The other main current of Men's fashion is the natural-fiber drunken poet look, where you dress in scarf, dark jacket of leather or heavy cloth, big baggy cream-or-grey pullover, denim jeans, and heavy leather shoes. You kind of scruff up your hair, get a distant hurt look in your eyes, and hang out in bars with a cigarette in one hand. It helps not to sleep or to sleep way too much. The goal is to look like a drunken poet, or for the more prosaic, a drunk.

Say things like "...ah...bon.... ... ze woman.... she ees a, a world of her own, quoi.... boof..." (drag on cig with squinted eyes, blow out) "phew..... .... ...." (shrug) "..." (look off to side, cease responding to conversation)
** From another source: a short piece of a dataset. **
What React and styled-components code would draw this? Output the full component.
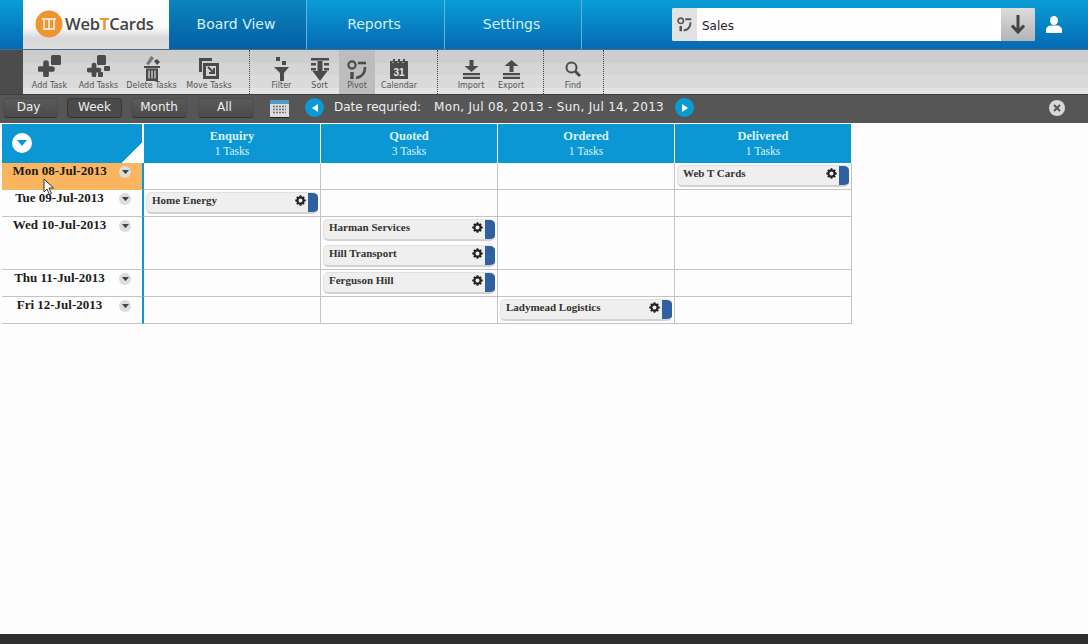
import React from "react";
import styled, { createGlobalStyle } from "styled-components";

const GlobalStyle = createGlobalStyle`
  html, body {
    margin: 0;
    padding: 0;
    background: #fefdfd;
  }
  * {
    box-sizing: border-box;
  }
`;

const Page = styled.div`
  position: relative;
  height: 100vh;
  display: flex;
  flex-direction: column;
  font-family: "DejaVu Sans", sans-serif;
  overflow: hidden;
`;

const NavBar = styled.div`
  height: 50px;
  padding-left: 23px;
  display: flex;
  background: linear-gradient(#0a9dd6, #0569b4);
  border-bottom: 1px solid #4a6d85;
`;

const Logo = styled.div`
  width: 146px;
  display: flex;
  align-items: center;
  gap: 2px;
  padding: 0 0 2px 12px;
  background: linear-gradient(#ffffff 0, #fbfbfb 55%, #d9d9d9 78%, #dedede 100%);
`;

const LogoText = styled.span`
  font-family: "Open Sans", sans-serif;
  font-size: 16.5px;
  font-weight: 600;
  letter-spacing: -0.2px;
  color: #444;

  b {
    color: #ef9433;
    font-weight: 700;
  }
`;

const NavTab = styled.div`
  width: ${(p) => p.$w || 138}px;
  display: flex;
  align-items: center;
  justify-content: center;
  padding: 0 3px 2px 0;
  font-size: 14px;
  color: #d3f0fb;
  border-right: 1px solid #5fb2de;
  background: ${(p) => (p.$active ? "linear-gradient(#0a84bd, #055fa4)" : "none")};
`;

const Picker = styled.div`
  width: 363px;
  height: 33px;
  margin: 8px 0 0 90px;
  display: flex;
  background: #fffdfd;
  border-radius: 2px;
  overflow: hidden;
`;

const PickerIcon = styled.div`
  width: 25px;
  display: flex;
  align-items: center;
  justify-content: center;
  background: #e2e2e2;
`;

const PickerText = styled.div`
  flex: 1;
  display: flex;
  align-items: center;
  padding: 2px 0 0 5px;
  font-size: 12px;
  color: #222;
`;

const PickerArrow = styled.div`
  width: 34px;
  display: flex;
  align-items: center;
  justify-content: center;
  background: linear-gradient(#dcdcdc, #b4b4b4);
`;

const UserButton = styled.div`
  width: 38px;
  display: flex;
  align-items: center;
  justify-content: center;
  padding-bottom: 1px;
`;

const ToolBar = styled.div`
  height: 44px;
  padding-left: 23px;
  background: #4c4c4c;
`;

const ToolStrip = styled.div`
  height: 44px;
  display: flex;
  padding-left: 2px;
  background: linear-gradient(
    #cccccc 0,
    #cecece 13px,
    #d5d5d5 13px,
    #d5d5d5 25px,
    #dadada 25px,
    #dadada 38px,
    #e3e3e3 38px
  );
`;

const ToolGroup = styled.div`
  display: flex;
  padding: 0 ${(p) => p.$end || 12}px 0 ${(p) => p.$start ?? 12}px;
  border-right: 1px dotted #444;
`;

const Tool = styled.div`
  width: ${(p) => p.$w}px;
  display: flex;
  flex-direction: column;
  align-items: center;
  justify-content: flex-end;
  padding-bottom: 3px;
  font-size: 8px;
  line-height: 10px;
  color: #555;
  white-space: nowrap;
  background: ${(p) => (p.$active ? "#bdbdbd" : "none")};
`;

const ToolIcon = styled.span`
  display: block;
  margin-bottom: ${(p) => p.$lift ?? 0}px;

  svg {
    display: block;
  }
`;

const DateBar = styled.div`
  height: 29px;
  padding: 3px 23px 0 3px;
  display: flex;
  align-items: flex-start;
  background: #565656;
  border-top: 1px solid #3f3f3f;
  font-size: 12px;
  color: #eeeeee;
`;

const RangeButton = styled.div`
  width: ${(p) => p.$w}px;
  height: 20px;
  margin-right: ${(p) => p.$gap}px;
  padding: 0 ${(p) => p.$nudge || 0}px 2px 0;
  display: flex;
  align-items: center;
  justify-content: center;
  border-radius: 4px;
  background: ${(p) => (p.$active ? "#4a4a4a" : "linear-gradient(#5a5a5a, #4b4b4b)")};
  border: 1px solid ${(p) => (p.$active ? "#383838" : "#4d4d4d")};
  border-bottom-color: #333;
`;

const CalendarButton = styled.div`
  margin: 2px 16px 0 16px;
`;

const RoundNav = styled.div`
  width: 19px;
  height: 19px;
  border-radius: 50%;
  background: #0a9bd6;
  display: flex;
  align-items: center;
  justify-content: center;
  color: #fff;
`;

const DateLabel = styled.div`
  margin: 2px 13px 0 10px;
  white-space: nowrap;
`;

const DateRange = styled.div`
  margin: 2px 11px 0 0;
  letter-spacing: 0.3px;
  white-space: nowrap;
`;

const CloseButton = styled.div`
  margin: 2px 0 0 auto;
  width: 16px;
  height: 16px;
  border-radius: 50%;
  background: #d8d8d8;
  display: flex;
  align-items: center;
  justify-content: center;
`;

const Board = styled.div`
  margin: 1px 0 0 2px;
  font-family: "Liberation Serif", serif;
  font-weight: 700;
`;

const BoardRow = styled.div`
  display: grid;
  grid-template-columns: 142px repeat(4, 177px);
  min-height: ${(p) => p.$h}px;
`;

const Corner = styled.div`
  padding: 9px 0 0 10px;
  border-right: 2px solid #fff;
  background-color: #0b97d3;
  background-image: linear-gradient(135deg, transparent 50%, #fff 50%);
  background-size: 20px 20px;
  background-position: right bottom;
  background-repeat: no-repeat;
`;

const CornerToggle = styled.div`
  width: 20px;
  height: 20px;
  border-radius: 50%;
  background: #fff;
  display: flex;
  align-items: center;
  justify-content: center;
`;

const ColumnHead = styled.div`
  padding-top: 4px;
  border-right: 1px solid #fff;
  background: #0b97d3;
  text-align: center;
  color: #d9f3fb;
  font-size: 12.5px;
  line-height: 16px;

  small {
    display: block;
    font-size: 11.5px;
    font-weight: 400;
    line-height: 15px;
  }
`;

const DayCell = styled.div`
  display: flex;
  border-right: 2px solid #0b97d3;
  border-bottom: 1px solid ${(p) => (p.$today ? "#f9b55f" : "#c4c4c4")};
  background: ${(p) => (p.$today ? "#f9b55f" : "#fefdfd")};
  color: #1c1c1c;
  font-size: 13px;
  line-height: 15px;
`;

const DayName = styled.div`
  width: 115px;
  text-align: center;
  white-space: nowrap;
`;

const DayToggle = styled.div`
  width: 12px;
  height: 12px;
  margin: 3px 0 0 2px;
  border-radius: 50%;
  background: #dcdcdc;
  display: flex;
  align-items: center;
  justify-content: center;
`;

const Cell = styled.div`
  padding: 2px 2px 0 2px;
  display: flex;
  flex-direction: column;
  gap: 4px;
  border-right: 1px solid #c4c4c4;
  border-bottom: 1px solid #c4c4c4;
`;

const Card = styled.div`
  height: 22px;
  display: flex;
  align-items: flex-start;
  padding: 1px 0 0 5px;
  background: #efefef;
  border-radius: 5px;
  border: 1px solid #e2e2e2;
  border-bottom: 2px solid #d2d2d2;
  border-right: 0;
  overflow: hidden;
  color: #333;
  font-size: 11px;
  line-height: 13px;
`;

const CardName = styled.span`
  flex: 1;
  white-space: nowrap;
`;

const CardTab = styled.span`
  width: 10px;
  height: 22px;
  margin: -2px 0 0 2px;
  background: #2f609f;
  border-radius: 0 4px 4px 0;
`;

const Gear = styled.svg`
  display: block;
  flex-shrink: 0;
  margin-top: 1px;
`;

const Footer = styled.div`
  height: 10px;
  margin-top: auto;
  background: #2f2f2f;
`;

const Pointer = styled.svg`
  position: absolute;
  left: 43px;
  top: 178px;
`;

const ink = "#4b4b4b";

const GearIcon = () => (
  <Gear width="11" height="11" viewBox="0 0 12 12">
    <circle cx="6" cy="6" r="3.4" fill="none" stroke="#222" strokeWidth="2.4" />
    <path
      d="M6 .3V2.5M6 9.5v2.2M.3 6H2.5M9.5 6h2.2M2 2l1.5 1.5M8.5 8.5 10 10M2 10l1.5-1.5M8.5 3.5 10 2"
      stroke="#222"
      strokeWidth="2"
    />
  </Gear>
);

const Plus = ({ x, y, s }) => (
  <path
    d={`M${x - s} ${y}H${x + s}M${x} ${y - s}V${y + s}`}
    stroke={ink}
    strokeWidth={s * 0.95}
    strokeLinecap="round"
  />
);

const AddTaskIcon = () => (
  <svg width="24" height="22" viewBox="0 0 24 22">
    <Plus x={8} y={14} s={6} />
    <rect x="13" y="0" width="10" height="10" rx="1.5" fill={ink} />
  </svg>
);

const AddTasksIcon = () => (
  <svg width="24" height="22" viewBox="0 0 24 22">
    <Plus x={7} y={15} s={5} />
    <rect x="10" y="0" width="9" height="10" rx="1.5" fill={ink} />
    <rect x="17" y="11" width="6" height="5" rx="1" fill={ink} />
    <rect x="11" y="17" width="5" height="5" rx="1" fill={ink} />
  </svg>
);

const DeleteIcon = () => (
  <svg width="18" height="26" viewBox="0 0 18 26">
    <path d="M3 9 8 1l3 2-5 7z" fill="#777" />
    <path d="m11 6 3-2 3 3-3 3z" fill={ink} />
    <path d="M1 11h16v2H1z" fill={ink} />
    <path d="M3 13.5h12V26H3z" fill={ink} />
    <path d="M6 15.5v8M9 15.5v8M12 15.5v8" stroke="#ddd" strokeWidth="1.2" />
  </svg>
);

const MoveIcon = () => (
  <svg width="22" height="23" viewBox="0 0 22 23">
    <path d="M1 1h13v3H4v11H1z" fill={ink} />
    <path d="M5 6h16v16H5z" fill={ink} />
    <path d="M8 9h10v10H8z" fill="#d5d5d5" />
    <path d="m10 10 6 6M16 11v5h-5" fill="none" stroke={ink} strokeWidth="2" />
  </svg>
);

const FilterIcon = () => (
  <svg width="15" height="24" viewBox="0 0 15 24">
    <rect x="2" y="0" width="4" height="4" fill={ink} />
    <rect x="8" y="4" width="4" height="4" fill={ink} />
    <path d="M0 10h15l-5 6v8H6v-8z" fill={ink} />
  </svg>
);

const SortIcon = () => (
  <svg width="18" height="23" viewBox="0 0 18 23">
    <path d="M0 0h18v2.5H0zM0 5h5v2.5H0zM13 5h5v2.5h-5zM0 10h5v2.5H0zM13 10h5v2.5h-5z" fill={ink} />
    <path d="M6.500 3h5v10h5L9 23 1.500 13h5z" fill={ink} />
  </svg>
);

const PivotGlyph = ({ size = 20, color = ink }) => (
  <svg width={size} height={size} viewBox="0 0 20 20" fill="none">
    <circle cx="5" cy="5" r="3.6" stroke={color} strokeWidth="2.2" />
    <path d="M11 3h8" stroke={color} strokeWidth="2.6" />
    <path d="M5 12v7" stroke={color} strokeWidth="3.4" />
    <path d="M18 7c0 6-3 10-9 11" stroke={color} strokeWidth="2.6" />
  </svg>
);

const CalendarIcon = () => (
  <svg width="18" height="20" viewBox="0 0 18 20">
    <path d="M0 2h18v18H0z" fill={ink} />
    <path d="M4 0v4M9 0v4M14 0v4" stroke={ink} strokeWidth="2" />
    <path d="M3 3v1M8 3v1M13 3v1" stroke="#ddd" />
    <text x="9" y="17" textAnchor="middle" fontSize="10" fontWeight="700" fontFamily="Liberation Sans, sans-serif" fill="#e4e4e4">31</text>
  </svg>
);

const ImportIcon = () => (
  <svg width="17" height="19" viewBox="0 0 17 19">
    <path d="M6.500 0h4v6h5l-7 6-7-6h5z" fill={ink} />
    <path d="M0 13h17v2.300H0zM0 16.700h17V19H0z" fill={ink} />
  </svg>
);

const ExportIcon = () => (
  <svg width="17" height="19" viewBox="0 0 17 19">
    <path d="M6.500 12h4V6h5l-7-6-7 6h5z" fill={ink} />
    <path d="M0 13h17v2.300H0zM0 16.700h17V19H0z" fill={ink} />
  </svg>
);

const FindIcon = () => (
  <svg width="16" height="16" viewBox="0 0 16 16" fill="none">
    <circle cx="6.500" cy="6.500" r="5" stroke={ink} strokeWidth="2" />
    <path d="m10.500 10.500 4.500 4.500" stroke={ink} strokeWidth="3" />
  </svg>
);

const Caret = ({ w = 8, color = "#444" }) => (
  <svg width={w} height={w * 0.6} viewBox="0 0 10 6">
    <path d="M0 0h10L5 6z" fill={color} />
  </svg>
);

const DAYS = [
  { name: "Mon 08-Jul-2013", h: 27, today: true, cards: { 3: ["Web T Cards"] } },
  { name: "Tue 09-Jul-2013", h: 27, cards: { 0: ["Home Energy"] } },
  { name: "Wed 10-Jul-2013", h: 53, cards: { 1: ["Harman Services", "Hill Transport"] } },
  { name: "Thu 11-Jul-2013", h: 27, cards: { 1: ["Ferguson Hill"] } },
  { name: "Fri 12-Jul-2013", h: 27, cards: { 2: ["Ladymead Logistics"] } },
];

const COLUMNS = [
  ["Enquiry", 1],
  ["Quoted", 3],
  ["Ordered", 1],
  ["Delivered", 1],
];

const App = () => {
  return (
    <Page>
      <GlobalStyle />
      <NavBar>
        <Logo>
          <svg width="28" height="28" viewBox="0 0 28 28">
            <circle cx="14" cy="14" r="13.500" fill="#ef9433" />
            <path d="M7 9h14M9 9v10h10V9M14 9v10" fill="none" stroke="#fde6c8" strokeWidth="1.800" />
          </svg>
          <LogoText>
            Web<b>T</b>Cards
          </LogoText>
        </Logo>
        <NavTab $active>Board View</NavTab>
        <NavTab>Reports</NavTab>
        <NavTab $w={137}>Settings</NavTab>
        <Picker>
          <PickerIcon>
            <PivotGlyph size={15} color="#555" />
          </PickerIcon>
          <PickerText>Sales</PickerText>
          <PickerArrow>
            <svg width="14" height="19" viewBox="0 0 14 19" fill="none">
              <path d="M7 0v17M1 10.500 7 17l6-6.500" stroke="#444" strokeWidth="3" />
            </svg>
          </PickerArrow>
        </Picker>
        <UserButton>
          <svg width="16" height="17" viewBox="0 0 16 17" fill="#fff">
            <ellipse cx="8" cy="4.500" rx="4" ry="4.500" />
            <path d="M0 17v-3c0-3 3-4.500 4-4.500h8c1 0 4 1.500 4 4.500v3z" />
          </svg>
        </UserButton>
      </NavBar>

      <ToolBar>
        <ToolStrip>
          <ToolGroup $start={0} $end={11}>
            <Tool $w={49}><ToolIcon $lift={4}><AddTaskIcon /></ToolIcon>Add Task</Tool>
            <Tool $w={49}><ToolIcon $lift={4}><AddTasksIcon /></ToolIcon>Add Tasks</Tool>
            <Tool $w={57}><ToolIcon><DeleteIcon /></ToolIcon>Delete Tasks</Tool>
            <Tool $w={58}><ToolIcon $lift={1}><MoveIcon /></ToolIcon>Move Tasks</Tool>
          </ToolGroup>
          <ToolGroup $start={13} $end={14}>
            <Tool $w={37}><ToolIcon><FilterIcon /></ToolIcon>Filter</Tool>
            <Tool $w={39}><ToolIcon><SortIcon /></ToolIcon>Sort</Tool>
            <Tool $w={36} $active><ToolIcon $lift={1}><PivotGlyph /></ToolIcon>Pivot</Tool>
            <Tool $w={48}><ToolIcon $lift={2}><CalendarIcon /></ToolIcon>Calendar</Tool>
          </ToolGroup>
          <ToolGroup $start={13} $end={12}>
            <Tool $w={40}><ToolIcon $lift={2}><ImportIcon /></ToolIcon>Import</Tool>
            <Tool $w={40}><ToolIcon $lift={2}><ExportIcon /></ToolIcon>Export</Tool>
          </ToolGroup>
          <ToolGroup $start={11} $end={12}>
            <Tool $w={36}><ToolIcon $lift={4}><FindIcon /></ToolIcon>Find</Tool>
          </ToolGroup>
        </ToolStrip>
      </ToolBar>

      <DateBar>
        <RangeButton $w={55} $gap={9} $nudge={4}>Day</RangeButton>
        <RangeButton $w={55} $gap={9} $active>Week</RangeButton>
        <RangeButton $w={56} $gap={11}>Month</RangeButton>
        <RangeButton $w={56} $gap={0} $nudge={3}>All</RangeButton>
        <CalendarButton>
          <svg width="19" height="18" viewBox="0 0 19 18">
            <path d="M0 0h19v17H0z" fill="#dcdcdc" />
            <path d="M0 0h19v4H0z" fill="#4f9bc4" />
            <path d="M3 6.500h13M3 9.500h13M3 12.500h13" stroke="#6a7378" strokeWidth="1.500" strokeDasharray="2 1" />
            <path d="M0 17h19v1H0z" fill="#222" />
          </svg>
        </CalendarButton>
        <RoundNav>
          <svg width="6" height="8" viewBox="0 0 6 8"><path d="M6 0v8L0 4z" fill="#fff" /></svg>
        </RoundNav>
        <DateLabel>Date requried:</DateLabel>
        <DateRange>Mon, Jul 08, 2013 - Sun, Jul 14, 2013</DateRange>
        <RoundNav>
          <svg width="6" height="8" viewBox="0 0 6 8"><path d="M0 0v8l6-4z" fill="#fff" /></svg>
        </RoundNav>
        <CloseButton>
          <svg width="8" height="8" viewBox="0 0 8 8">
            <path d="m1 1 6 6M7 1 1 7" stroke="#555" strokeWidth="2" />
          </svg>
        </CloseButton>
      </DateBar>

      <Board>
        <BoardRow $h={39}>
          <Corner>
            <CornerToggle><Caret w={10} color="#0b97d3" /></CornerToggle>
          </Corner>
          {COLUMNS.map(([title, count]) => (
            <ColumnHead key={title}>
              {title}
              <small>{count} Tasks</small>
            </ColumnHead>
          ))}
        </BoardRow>
        {DAYS.map((day) => (
          <BoardRow key={day.name} $h={day.h}>
            <DayCell $today={day.today}>
              <DayName>{day.name}</DayName>
              <DayToggle><Caret w={7} /></DayToggle>
            </DayCell>
            {COLUMNS.map((col, i) => (
              <Cell key={col[0]}>
                {(day.cards[i] || []).map((name) => (
                  <Card key={name}>
                    <CardName>{name}</CardName>
                    <GearIcon />
                    <CardTab />
                  </Card>
                ))}
              </Cell>
            ))}
          </BoardRow>
        ))}
      </Board>

      <Footer />

      <Pointer width="12" height="18" viewBox="0 0 12 18">
        <path d="M1 1v13l3-3 2.500 5.500 2-1L6 10h4.500z" fill="#fff" stroke="#333" strokeWidth="1" />
      </Pointer>
    </Page>
  );
};

export default App;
Women have a simpler time of it in France. All they have to do is be is very skinny. Now, this may be the expectation for American women too, who go kill themselves in "health" clubs after driving 30 miles to get there stressing out and scarfing Cheetos in their car. But life has dealt the French Woman Who Wants To Be Skinny an easier hand. She never has to go to a gym. She doesn't count calories. She lives in a place where to eat fast food. You have to *walk* a half-mile there and back and walk fast. She has to run up and down three flights of steps just to use the bathroom.

To see how it feels to be a French Woman, think thoughts like "I must get to ze Centre Commercial because my leetle cousin Jean-Luc has demanded ze truly tiny caps zey have there, and ze bus, he is leaving—PUTAIN MERDE—and my boyfriend, he is to drink too much and he forget to pick me up today after he smoke all my cigarette, ze, ze SALAUD, he do not talk to me, he stand zere in his stupid bar all morning—ZUT! I got to run to catch ze other bus, and I got 2 minutes to eat zees lump of cheese, but i weel swear I am to vomeet eef my boss touch my leg again today, I know he should not do zat, but eet ees because his WIFE'S FAULT, she ees not WOMAN ENOUGH to satisfy heem. How I hate her."

Fume and burn 400 calories an hour.

It all combines to produce a skinny, tall French girl who usually dresses in a feminine version of the Drunken Poet look. Even if genetics conspire to keep her chunky, she has at her disposal long tailored jackets that could make the Himalayas look like a mole-hill.

Then, on about her 30th birthday, she takes a government-supplied pill and immediately transforms from tall and skinny to short and brick-shaped, like Gerard Depardieu in a skirt. At this point she is issued with several cute children that she will push around in arctic weather, at 2 in the morning, their little beady eyes staring suspiciously out from under their layers of hats and blankets.

Those who don't care for children are given dogs instead.